Image Credit: Paddle Golden Gate
Simon Priest and Robert Chase (1989) took the notion of situational leadership and adapted it specifically for outdoor practitioners. The Conditional Outdoor Leadership Theory (COLT) postulates that leaders must go beyond the dimensions of relationship, task, and group readiness and look at all the levels of conditional favourability (Martin et al., 2006; Priest & Gass, 2005). The COLT model presents a continuum of leadership styles from autocratic, through democratic, to abdicratic (Lewin et al., 1938; Katz et al., 1950; Tannenbaum & Schmidt, 1973) depending on whether the power to make decisions rests with the leader, is shared between the leader and group, or is abdicated to the group (Priest, 1986; Priest & Gass, 2005; Ogilvie, 2005).
Figure 1: COLT Model (Priest & Gass, 2005, p 248)
According to this model, with increasing concern for a task, or getting the job done, good leaders adopt an autocratic leadership style. With increasing concern for relationships, effective leaders employ an abdicratic style. When these concerns are equally important, the model predicts that good leaders will utilize a democratic style. These styles are spread across a typical orientation matrix of (X-axis by Y-axis) concern for task and concern for relationships (Stogdill & Coons, 1957; Blake & Mouton, 1978; Hersey & Blanchard, 1982).

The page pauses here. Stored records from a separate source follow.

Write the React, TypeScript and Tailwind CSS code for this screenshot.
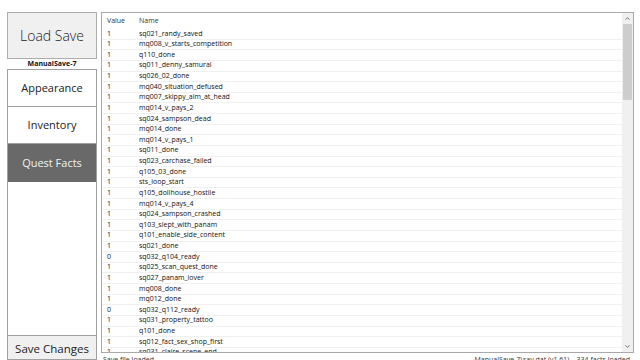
import { ChevronUp, ChevronDown } from 'lucide-react';

const facts: [string, string][] = [
  ['1', 'sq021_randy_saved'],
  ['1', 'mq008_v_starts_competition'],
  ['1', 'q110_done'],
  ['1', 'sq011_denny_samurai'],
  ['1', 'sq026_02_done'],
  ['1', 'mq040_situation_defused'],
  ['1', 'mq007_skippy_aim_at_head'],
  ['1', 'mq014_v_pays_2'],
  ['1', 'sq024_sampson_dead'],
  ['1', 'mq014_done'],
  ['1', 'mq014_v_pays_1'],
  ['1', 'sq011_done'],
  ['1', 'sq023_carchase_failed'],
  ['1', 'q105_03_done'],
  ['1', 'sts_loop_start'],
  ['1', 'q105_dollhouse_hostile'],
  ['1', 'mq014_v_pays_4'],
  ['1', 'sq024_sampson_crashed'],
  ['1', 'q103_slept_with_panam'],
  ['1', 'q101_enable_side_content'],
  ['1', 'sq021_done'],
  ['0', 'sq032_q104_ready'],
  ['1', 'sq025_scan_quest_done'],
  ['1', 'sq027_panam_lover'],
  ['1', 'mq008_done'],
  ['1', 'mq012_done'],
  ['0', 'sq032_q112_ready'],
  ['1', 'sq031_property_tattoo'],
  ['1', 'q101_done'],
  ['1', 'sq012_fact_sex_shop_first'],
  ['1', 'sq031_claire_scene_end'],
];

function NavItem({ label, active }: { label: string; active?: boolean }) {
  return (
    <div
      className={
        'flex items-center justify-center text-[11px] ' +
        (active ? 'bg-[#696969] text-[#f2f2f2] h-[38px]' : 'bg-white text-[#222] h-[37px] border-b border-[#a0a0a0]')
      }
    >
      {label}
    </div>
  );
}

export default function App() {
  return (
    <div className="w-[640px] h-[360px] bg-white flex overflow-hidden font-['Open_Sans','Noto_Sans',sans-serif]">
      <div className="w-[97px] shrink-0 pl-[7px] pt-[12px] flex flex-col">
        <div className="h-[47px] border border-[#adadad] bg-[#f0f0f0] flex items-center justify-center text-[14px] font-light text-[#222]">
          Load Save
        </div>
        <div className="h-[10px] flex items-center justify-center text-[7px] font-bold text-[#111]">
          ManualSave-7
        </div>
        <div className="flex-1 border border-[#a0a0a0] flex flex-col">
          <NavItem label="Appearance" />
          <NavItem label="Inventory" />
          <NavItem label="Quest Facts" active />
          <div className="flex-1 bg-white" />
          <div className="h-[24px] shrink-0 border-t border-[#a0a0a0] bg-[#f0f0f0] flex items-start justify-center pt-[4px] text-[11.5px] text-[#222]">
            Save Changes
          </div>
        </div>
      </div>

      <div className="flex-1 pl-[4px] pt-[12px] pr-[6px] flex flex-col">
        <div className="h-[341px] shrink-0 border border-[#a9a9a9] flex overflow-hidden">
          <div className="flex-1 flex flex-col overflow-hidden">
            <div className="h-[16px] shrink-0 flex items-center text-[7px] text-[#333]">
              <div className="w-[37px] pl-[5px]">Value</div>
              <div>Name</div>
            </div>
            {facts.map(([v, n], i) => (
              <div
                key={i}
                className="h-[10.63px] shrink-0 flex items-center text-[7px] text-[#111] border-b border-[#f0f0f0]"
              >
                <div className="w-[37px] pl-[5px]">{v}</div>
                <div>{n}</div>
              </div>
            ))}
          </div>
          <div className="w-[11px] shrink-0 bg-[#f0f0f0] flex flex-col items-center">
            <div className="h-[11px] flex items-center justify-center">
              <ChevronUp className="w-[7px] h-[7px] text-[#606060]" strokeWidth={3} />
            </div>
            <div className="w-[9px] h-[76px] bg-[#cdcdcd]" />
            <div className="flex-1" />
            <div className="h-[11px] flex items-center justify-center">
              <ChevronDown className="w-[7px] h-[7px] text-[#606060]" strokeWidth={3} />
            </div>
          </div>
        </div>
        <div className="h-[8px] flex justify-between pt-[2px] text-[7px] leading-[9px] text-[#333] whitespace-nowrap">
          <span className="pl-[2px]">Save file loaded.</span>
          <span className="pr-[4px]">ManualSave-7\sav.dat (v1.61) – 334 facts loaded</span>
        </div>
      </div>
    </div>
  );
}
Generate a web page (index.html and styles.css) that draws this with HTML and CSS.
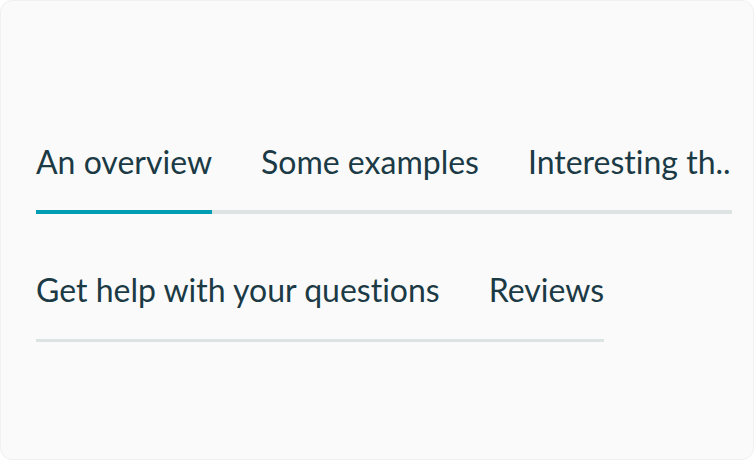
FILE: index.html
```html
<!DOCTYPE html>
<html lang="en">
<head>
<meta charset="utf-8">
<title>Tabs</title>
<link rel="stylesheet" href="styles.css">
</head>
<body>
<div class="card">
  <div class="tablist tablist-wide" role="tablist">
    <div class="tab active" role="tab">An overview</div>
    <div class="tab" role="tab">Some examples</div>
    <div class="tab tab-trunc" role="tab">Interesting th..</div>
  </div>
  <div class="tablist" role="tablist">
    <div class="tab" role="tab">Get help with your questions</div>
    <div class="tab" role="tab">Reviews</div>
  </div>
</div>
</body>
</html>
```
FILE: styles.css
```css
html, body {
  margin: 0;
  padding: 0;
  background: #ffffff;
}
.card {
  box-sizing: border-box;
  width: 754px;
  height: 460px;
  background: #fafafa;
  border: 1px solid #f0f0f0;
  border-radius: 12px;
  padding: 141px 35px 0;
  display: flex;
  flex-direction: column;
  align-items: flex-start;
  gap: 56px;
  font-family: "Lato", "Open Sans", sans-serif;
  font-variant-ligatures: none;
  color: #1b3a45;
}
.tablist {
  display: flex;
  gap: 49px;
  border-bottom: 3px solid #dde2e2;
}
.tablist-wide {
  width: 696px;
  border-bottom-width: 4px;
}
.tab {
  font-size: 32px;
  line-height: 40px;
  padding-bottom: 28px;
  margin-bottom: -3px;
  border-bottom: 4px solid transparent;
  white-space: nowrap;
}
.tablist-wide .tab {
  margin-bottom: -4px;
}
.tab.active {
  border-bottom-color: #009db3;
}
.tab-trunc {
  overflow: hidden;
  min-width: 0;
}
```
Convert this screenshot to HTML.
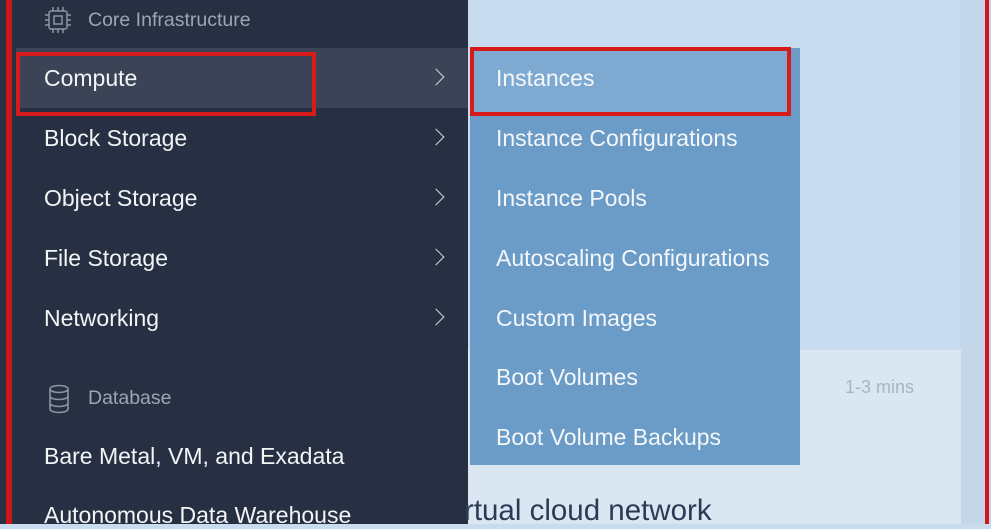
<html><head><style>
body{margin:0;width:991px;height:524px;overflow:hidden;background:#c9dbee;font-family:"Liberation Sans",sans-serif;position:relative}
div{position:absolute;box-sizing:border-box;white-space:nowrap}
.t{color:#f2f4f6;font-size:23px;left:44px}
.h{color:#9ba5b3;font-size:19.5px;left:88px}
.s{color:#f4f7fa;font-size:23px;left:496px}
.ch{position:absolute;left:430px;width:11px;height:11px;border-right:1.6px solid #d0d5dc;border-top:1.6px solid #d0d5dc;transform:rotate(45deg)}
</style></head><body>
<div style="left:0;top:0;width:468px;height:524px;background:#273042"></div>
<div style="left:960px;top:0;width:31px;height:524px;background:#c3d6ea"></div>
<div style="left:468px;top:350px;width:493px;height:174px;background:#dae7f3"></div>
<div style="left:16px;top:48px;width:452px;height:60px;background:#3a4456"></div>
<div style="left:16px;top:52px;width:300px;height:64px;border:4px solid #d71a1a;"></div>
<div style="left:6px;top:0;width:6px;height:524px;background:#c8161a"></div>
<div style="left:985px;top:0;width:4px;height:524px;background:#d01818"></div>
<svg style="position:absolute;left:44px;top:6px" width="28" height="28" viewBox="0 0 28 28" fill="none" stroke="#8a95a3" stroke-width="1.5"><rect x="5" y="5" width="18" height="18" rx="2"/><rect x="10" y="10" width="8" height="8"/><path d="M9 1v4M14 1v4M19 1v4M9 23v4M14 23v4M19 23v4M1 9h4M1 14h4M1 19h4M23 9h4M23 14h4M23 19h4"/></svg>
<div class="h" style="top:9px">Core Infrastructure</div>
<div class="t" style="top:65px">Compute</div>
<div class="t" style="top:125px">Block Storage</div>
<div class="t" style="top:185px">Object Storage</div>
<div class="t" style="top:245px">File Storage</div>
<div class="t" style="top:305px">Networking</div>
<span class="ch" style="top:71px"></span><span class="ch" style="top:131px"></span><span class="ch" style="top:191px"></span><span class="ch" style="top:251px"></span><span class="ch" style="top:311px"></span>
<svg style="position:absolute;left:48px;top:384px" width="22" height="30" viewBox="0 0 22 30" fill="none" stroke="#8a95a3" stroke-width="1.6"><ellipse cx="11" cy="5" rx="9" ry="3.5"/><path d="M2 5v20c0 2 4 3.5 9 3.5s9-1.5 9-3.5V5M2 12c0 2 4 3.5 9 3.5s9-1.5 9-3.5M2 19c0 2 4 3.5 9 3.5s9-1.5 9-3.5"/></svg>
<div class="h" style="top:387px">Database</div>
<div class="t" style="top:443px">Bare Metal, VM, and Exadata</div>
<div class="t" style="top:502px">Autonomous Data Warehouse</div>
<div style="left:470px;top:48px;width:330px;height:417px;background:#6b9bc7"></div>
<div style="left:470px;top:48px;width:320px;height:66px;background:#7eaad2"></div>
<div style="left:470px;top:47px;width:321px;height:69px;border:4px solid #d71a1a"></div>
<div class="s" style="top:65px">Instances</div>
<div class="s" style="top:125px">Instance Configurations</div>
<div class="s" style="top:185px">Instance Pools</div>
<div class="s" style="top:245px">Autoscaling Configurations</div>
<div class="s" style="top:305px">Custom Images</div>
<div class="s" style="top:364px">Boot Volumes</div>
<div class="s" style="top:424px">Boot Volume Backups</div>
<div style="left:845px;top:377px;color:#a8b4c2;font-size:18px">1-3 mins</div>
<div style="left:464px;top:494px;color:#2c3a55;font-size:29.5px">rtual cloud network</div>
</body></html>
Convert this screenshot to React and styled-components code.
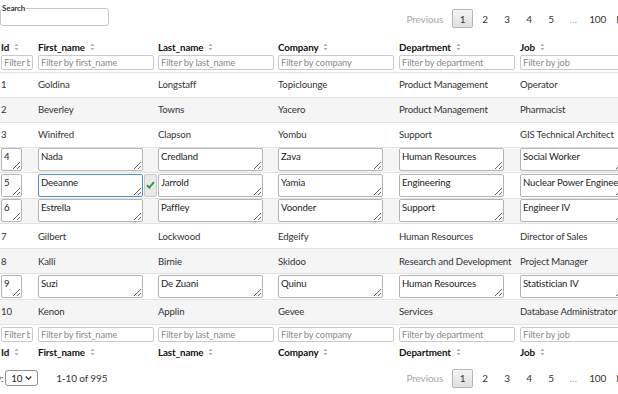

UThe proportion of style expressed also 'flexes' in response to a spectrum of factors (Z-axis) encompassing the favourability of conditions (Fiedler, 1967; Ogilvie, 2005).
Image Credits: Mark Tozer Collection
The degree to which there is a high or low 'favourability' within each of these conditions - environmental dangers, leader proficiency, group cohesion, member competence, and decision consequences will create circumstances conducive that shift the style in one direction or another.
Low favourability: Dangers are extreme; leadership is deficient; the individuals are incompetent; there is poor group cohesion; consequences of decisions are major. A more autocratic style might be necessary.
Medium favourability: Dangers are acceptable; the leader is proficient; individuals are reasonably responsible; the group gets along fairly well; the consequences of decisions are mostly recoverable. Style depends on the "pull" of concerns.
High favorability: Dangers minimal; the leader is highly proficient; the are very competent; the group gets along very well; the consequence of decisions are minor. A more abdicratic style may be favorable.
In other words, immediate danger can require autocratic leadership, though a united and competent group may well flourish under an abdicratic leader, even under adverse conditions (Martin et al., 2006; Priest & Gass, 2005; Ogilvie, 2005).
The key point to pick up here is that no one style can be right all the time. The most effective style for ‘good leadership’ is one that is flexible within changing situations (Dixon & Priest, 1991, Tozer et al, 2007).
Ogilvie (2005) makes the remark that the model is a sophisticated one and considerable effort is required to grasp the essential meaning sufficiently to be of any use in practice.
However, the COLT model is considered to be more finely tuned to the needs of outdoor learning where levels of concern for the care and well being of the individual are likely to be higher than in the cut-and-thrust realms of industry and commerce from which most other models and theories about leadership have originated.